Can I create a PR based on this @jamestwebber ? It seems that #2060 hasn't made progress since three years ago @flying-sheep
Happy for you to do so! I only opened the issue as a suggestion as I didn't have time to make a PR myself.
See also:
- joblib has a nice list of all the ways a max number of threads could be set
- Dask sets several
*_NUM_THREADSvariables in some situations, but not the numba one - https://github.com/dask/dask/issues/5229
OK, findings by @Intron7 and me:
-
For
LocalCluster(processes=True)(the default), doing this before running things:dask.config.set({"distributed.nanny.pre-spawn-environ.NUMBA_NUM_THREADS": "1"})(this should be upstreamed into dask: https://github.com/dask/distributed/pull/9076)
-
In any case, running
numba.set_num_threads(1)inside of a worker works. This setting seems to be a thread-local one, but also the docs say this:Numba always launches numba.config.NUMBA_NUM_THREADS threads, but set_num_threads() causes it to mask out unused threads so they aren’t used in computations.
OK so ideally all our dependencies are just implementation details, and we take care of mapping a user’s sc.settings.n_jobs to whatever the dependencies need.

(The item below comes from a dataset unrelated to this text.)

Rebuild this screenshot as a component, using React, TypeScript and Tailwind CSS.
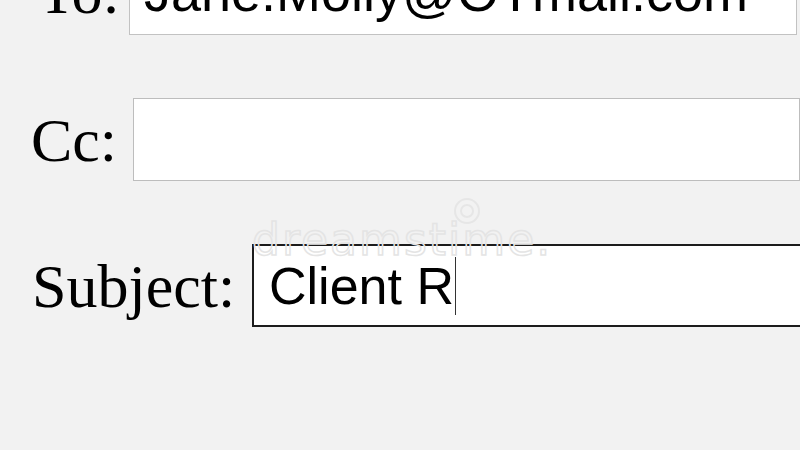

Unless we find a better solution, I’d say
- we find out what other multithreading solutions (apart from numba) we use
- we add a decorator to all our functions that – when encountering a dask array – uses
.map_blocksto prependnumba.set_num_threadsand so on to everything that actually does computation (let’s hope the thread masking is enough)
would look something like
def set_thread_limit(array):
w = get_worker()
# no idea how to get N_WORKERS …
numba.set_num_threads(sc.settings.n_jobs / w.nthreads / N_WORKERS)
return array
def limit_threads_in_dask(fn):
@wraps(fn)
def wrapper(array, *args, **kw):
if isinstance(array, DaskArray):
array = array.map_blocks(set_thread_limit)
return fn(array, *args, **kw)
return wrapper
@limit_threads_in_dask
def some_func(arr, ...): ...
but of course we’d have to be careful how the settings singleton interacts with multiprocessing and so on.